WRITTEN EXERCISE: Exactly as written, write out the lines below from the first to the one containing "type Tok = [string, string];", inclusive. Pictures do not belong in the copy.

### INPUT RECORDS

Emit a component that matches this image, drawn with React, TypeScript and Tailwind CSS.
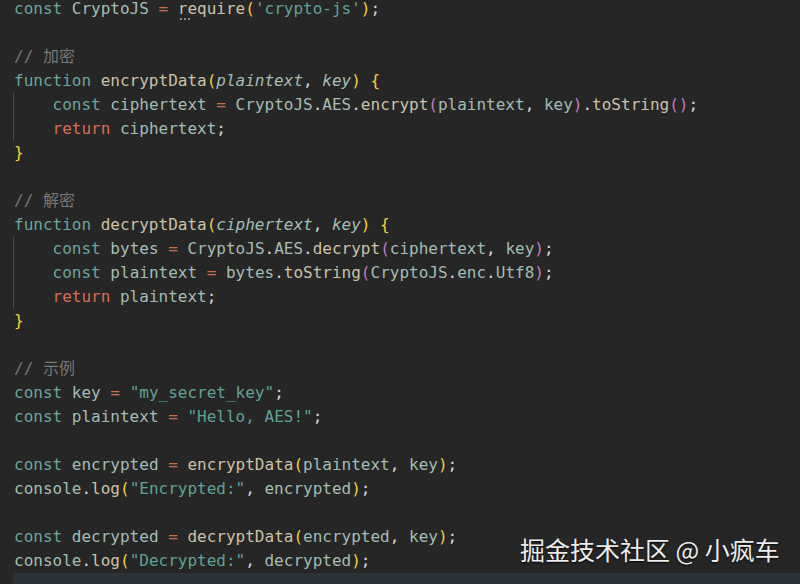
import React from "react";

type Tok = [string, string];

const K = "text-[#6aa59e]"; // keyword
const I = "text-[#a3bdb5]"; // identifier
const F = "text-[#cdc1a6]"; // function
const S = "text-[#5fa294]"; // string
const O = "text-[#d4704e]"; // operator / return
const Y = "text-[#f3d03c]"; // brace
const M = "text-[#c57ac3]"; // nested paren
const C = "text-[#777777]"; // comment
const P = "text-[#d6d6d6]"; // punctuation
const A = "italic text-[#a3bdb5]"; // param
const W = ""; // whitespace

const lines: { toks: Tok[]; guide?: boolean; active?: boolean; req?: boolean }[] = [
  {
    req: true,
    toks: [
      [K, "const"], [W, " "], [I, "CryptoJS"], [W, " "], [O, "="], [W, " "],
      ["REQ", "require"], [Y, "("], [S, "'crypto-js'"], [Y, ")"], [P, ";"],
    ],
  },
  { toks: [] },
  { toks: [[C, "// 加密"]] },
  {
    toks: [
      [K, "function"], [W, " "], [F, "encryptData"], [Y, "("], [A, "plaintext"], [P, ", "],
      [A, "key"], [Y, ")"], [W, " "], [Y, "{"],
    ],
  },
  {
    guide: true,
    toks: [
      [W, "   "], [K, "const"], [W, " "], [I, "ciphertext"], [W, " "], [O, "="], [W, " "],
      [I, "CryptoJS"], [P, "."], [I, "AES"], [P, "."], [F, "encrypt"], [M, "("], [I, "plaintext"],
      [P, ", "], [I, "key"], [M, ")"], [P, "."], [F, "toString"], [M, "()"], [P, ";"],
    ],
  },
  { guide: true, toks: [[W, "   "], [O, "return"], [W, " "], [I, "ciphertext"], [P, ";"]] },
  { toks: [[Y, "}"]] },
  { toks: [] },
  { toks: [[C, "// 解密"]] },
  {
    toks: [
      [K, "function"], [W, " "], [F, "decryptData"], [Y, "("], [A, "ciphertext"], [P, ", "],
      [A, "key"], [Y, ")"], [W, " "], [Y, "{"],
    ],
  },
  {
    guide: true,
    toks: [
      [W, "   "], [K, "const"], [W, " "], [I, "bytes"], [W, " "], [O, "="], [W, " "],
      [I, "CryptoJS"], [P, "."], [I, "AES"], [P, "."], [F, "decrypt"], [M, "("], [I, "ciphertext"],
      [P, ", "], [I, "key"], [M, ")"], [P, ";"],
    ],
  },
  {
    guide: true,
    toks: [
      [W, "   "], [K, "const"], [W, " "], [I, "plaintext"], [W, " "], [O, "="], [W, " "],
      [I, "bytes"], [P, "."], [F, "toString"], [M, "("], [I, "CryptoJS"], [P, "."], [I, "enc"],
      [P, "."], [I, "Utf8"], [M, ")"], [P, ";"],
    ],
  },
  { guide: true, toks: [[W, "   "], [O, "return"], [W, " "], [I, "plaintext"], [P, ";"]] },
  { toks: [[Y, "}"]] },
  { toks: [] },
  { toks: [[C, "// 示例"]] },
  {
    toks: [
      [K, "const"], [W, " "], [I, "key"], [W, " "], [O, "="], [W, " "], [S, "\"my_secret_key\""], [P, ";"],
    ],
  },
  {
    toks: [
      [K, "const"], [W, " "], [I, "plaintext"], [W, " "], [O, "="], [W, " "], [S, "\"Hello, AES!\""], [P, ";"],
    ],
  },
  { toks: [] },
  {
    toks: [
      [K, "const"], [W, " "], [I, "encrypted"], [W, " "], [O, "="], [W, " "], [F, "encryptData"],
      [Y, "("], [I, "plaintext"], [P, ", "], [I, "key"], [Y, ")"], [P, ";"],
    ],
  },
  {
    toks: [
      [I, "console"], [P, "."], [F, "log"], [Y, "("], [S, "\"Encrypted:\""], [P, ", "],
      [I, "encrypted"], [Y, ")"], [P, ";"],
    ],
  },
  { toks: [] },
  {
    toks: [
      [K, "const"], [W, " "], [I, "decrypted"], [W, " "], [O, "="], [W, " "], [F, "decryptData"],
      [Y, "("], [I, "encrypted"], [P, ", "], [I, "key"], [Y, ")"], [P, ";"],
    ],
  },
  {
    toks: [
      [I, "console"], [P, "."], [F, "log"], [Y, "("], [S, "\"Decrypted:\""], [P, ", "],
      [I, "decrypted"], [Y, ")"], [P, ";"],
    ],
  },
  { active: true, toks: [] },
];

export default function App() {
  return (
    <div className="relative w-[800px] h-[584px] overflow-hidden bg-[#262626]">
      <div
        className="mt-[-3px] pl-[13px] text-[16px] leading-[24px] whitespace-pre"
        style={{ fontFamily: '"DejaVu Sans Mono", "Noto Sans CJK SC", monospace' }}
      >
        {lines.map((ln, i) => (
          <div
            key={i}
            className={
              "h-[24px] " +
              (ln.guide ? "border-l border-[#4a4a4a] " : "pl-[1px] ") +
              (ln.active ? "bg-[#2b3338]" : "")
            }
          >
            {ln.guide ? <span> </span> : null}
            {ln.toks.map((t, j) =>
              t[0] === "REQ" ? (
                <span key={j} className="relative text-[#cdc1a6]">
                  require
                  <span className="absolute left-[2px] top-[19px] flex gap-[2px]">
                    <span className="w-[2px] h-[2px] bg-[#8a8a8a]" />
                    <span className="w-[2px] h-[2px] bg-[#8a8a8a]" />
                    <span className="w-[2px] h-[2px] bg-[#8a8a8a]" />
                  </span>
                </span>
              ) : (
                <span key={j} className={t[0]}>
                  {t[1]}
                </span>
              )
            )}
          </div>
        ))}
      </div>
      <div
        className="absolute left-[520px] top-[533px] text-[25px] leading-[32px] text-[#ececec] whitespace-nowrap [text-shadow:0_1px_2px_rgba(0,0,0,0.9)]"
        style={{ fontFamily: '"Noto Sans CJK SC", "Noto Sans", sans-serif' }}
      >
        掘金技术社区 @ 小疯车
      </div>
    </div>
  );
}
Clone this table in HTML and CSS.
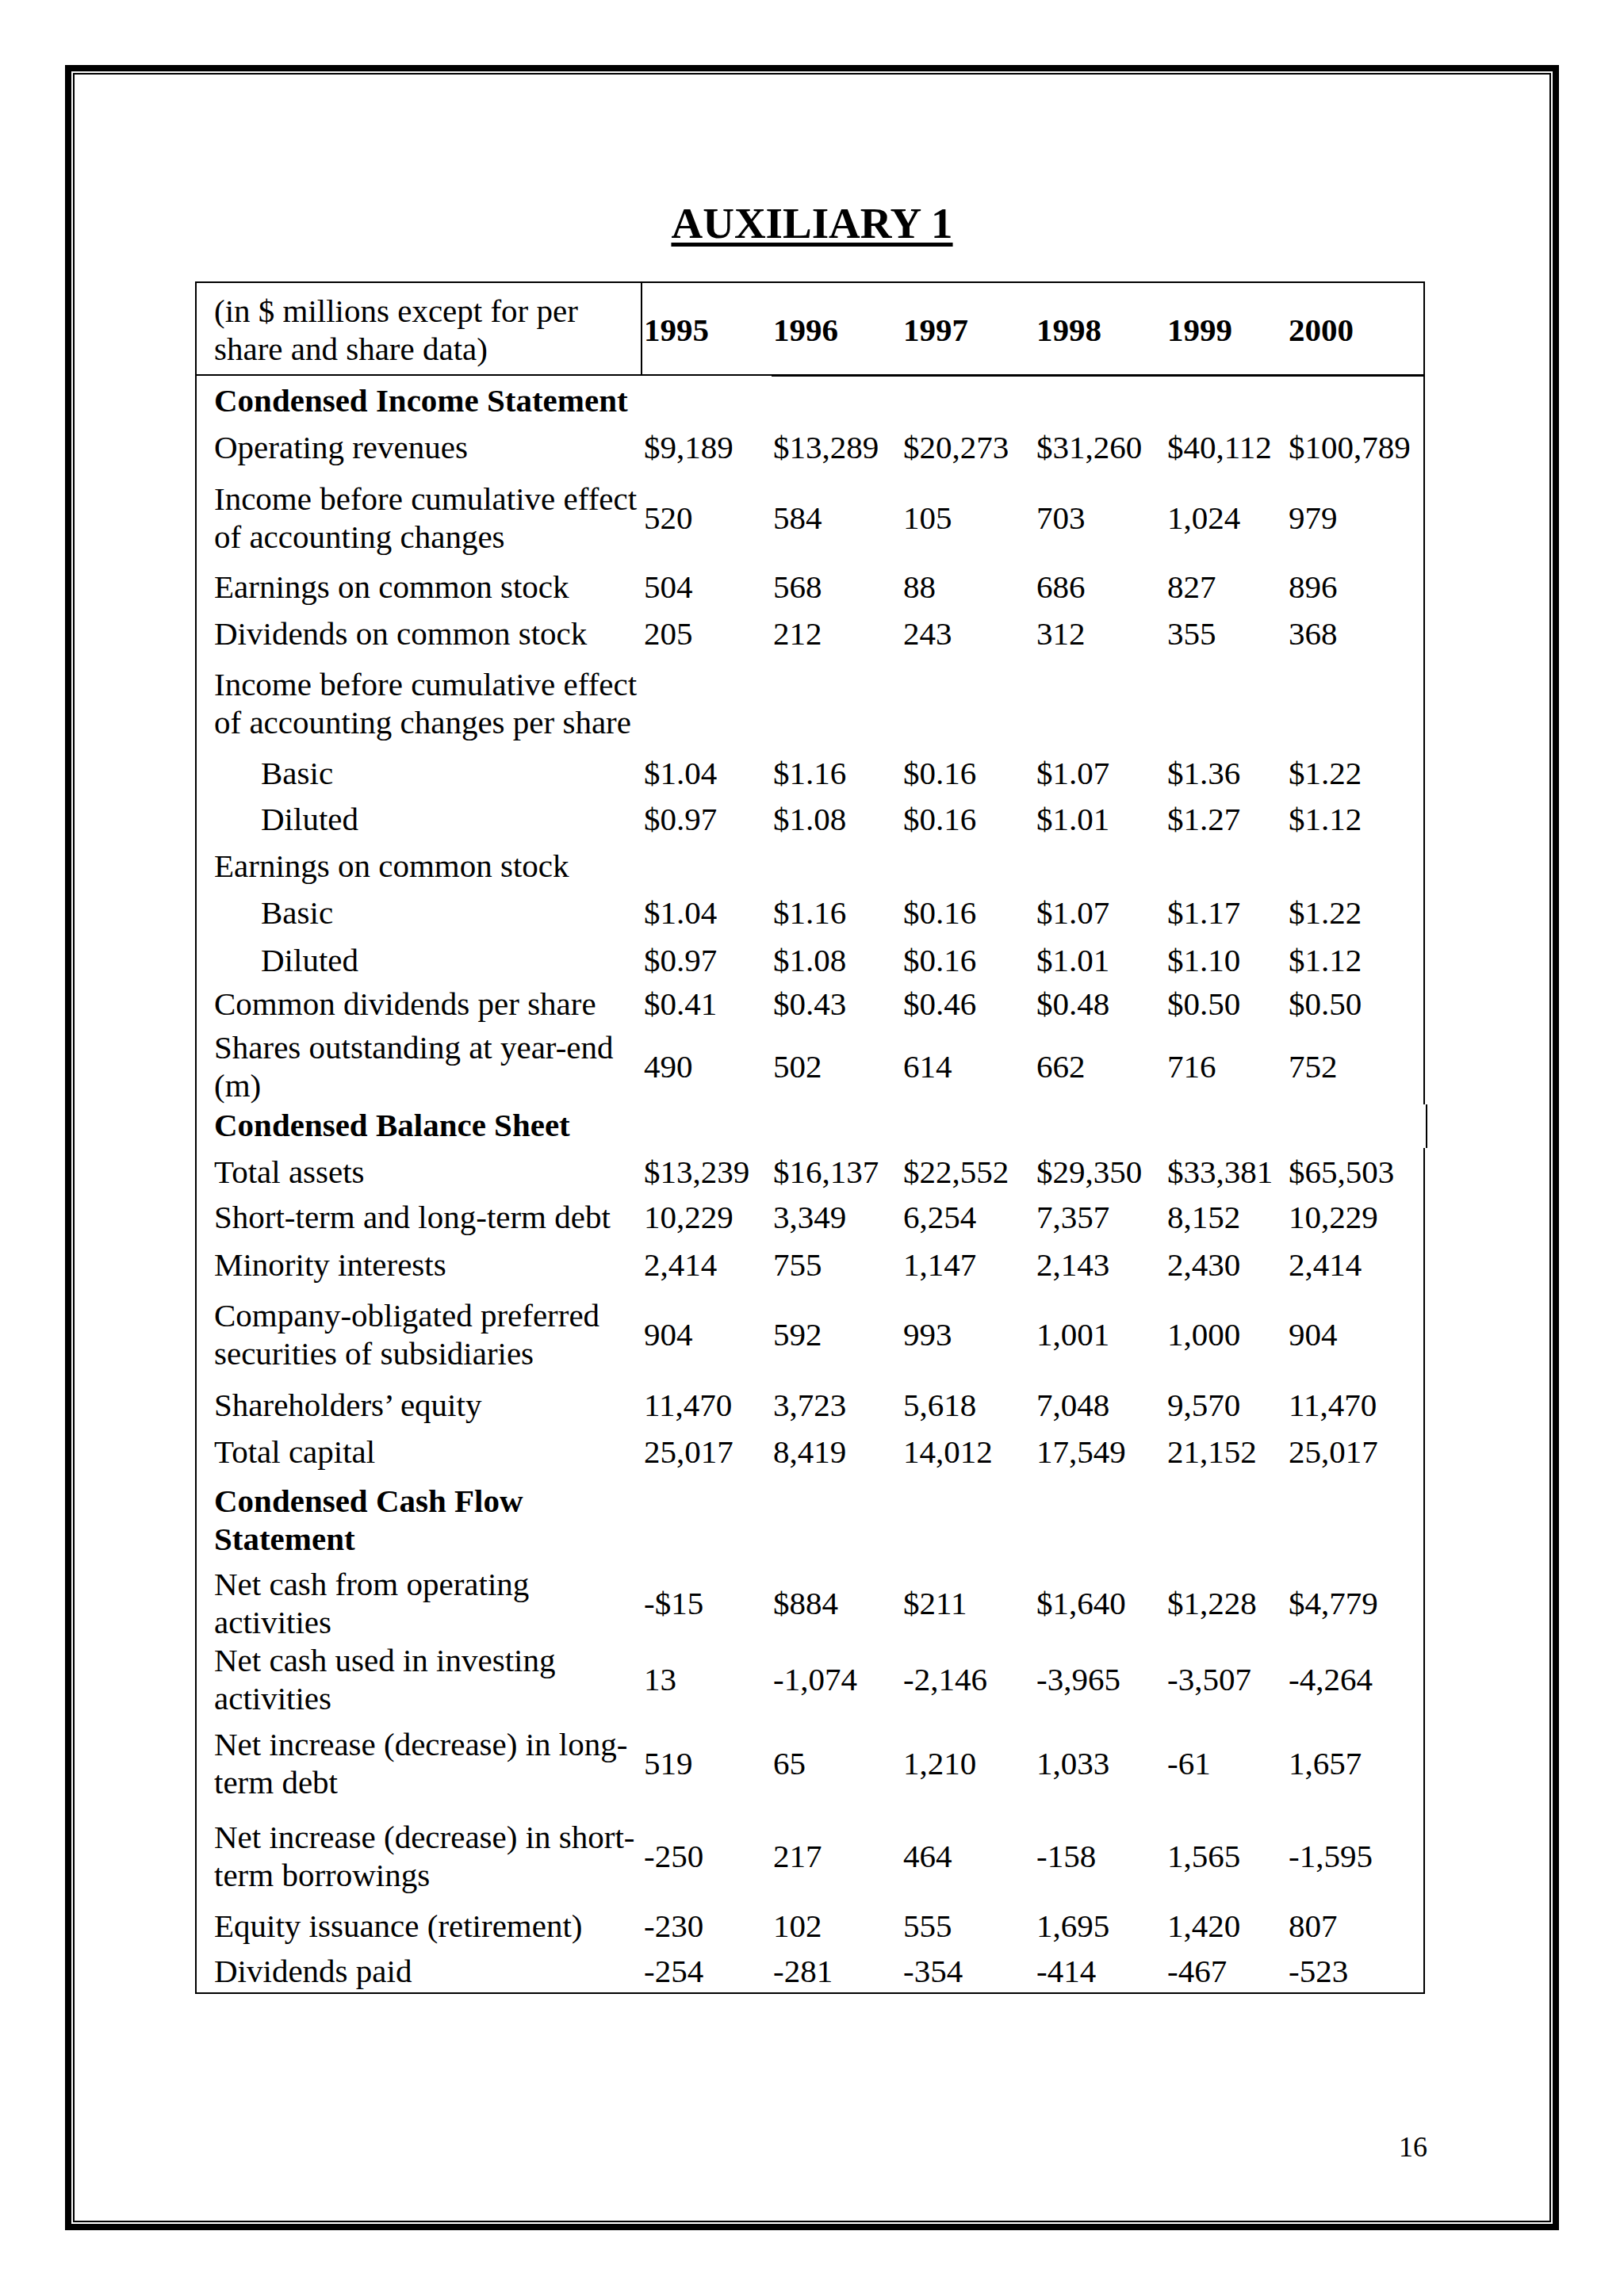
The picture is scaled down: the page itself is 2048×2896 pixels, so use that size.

######

SOLUTION TO THE EXERCISE:
Emit a component that matches this image, drawn with React, TypeScript and Tailwind CSS.
import React from "react";

type Tok = [string, string];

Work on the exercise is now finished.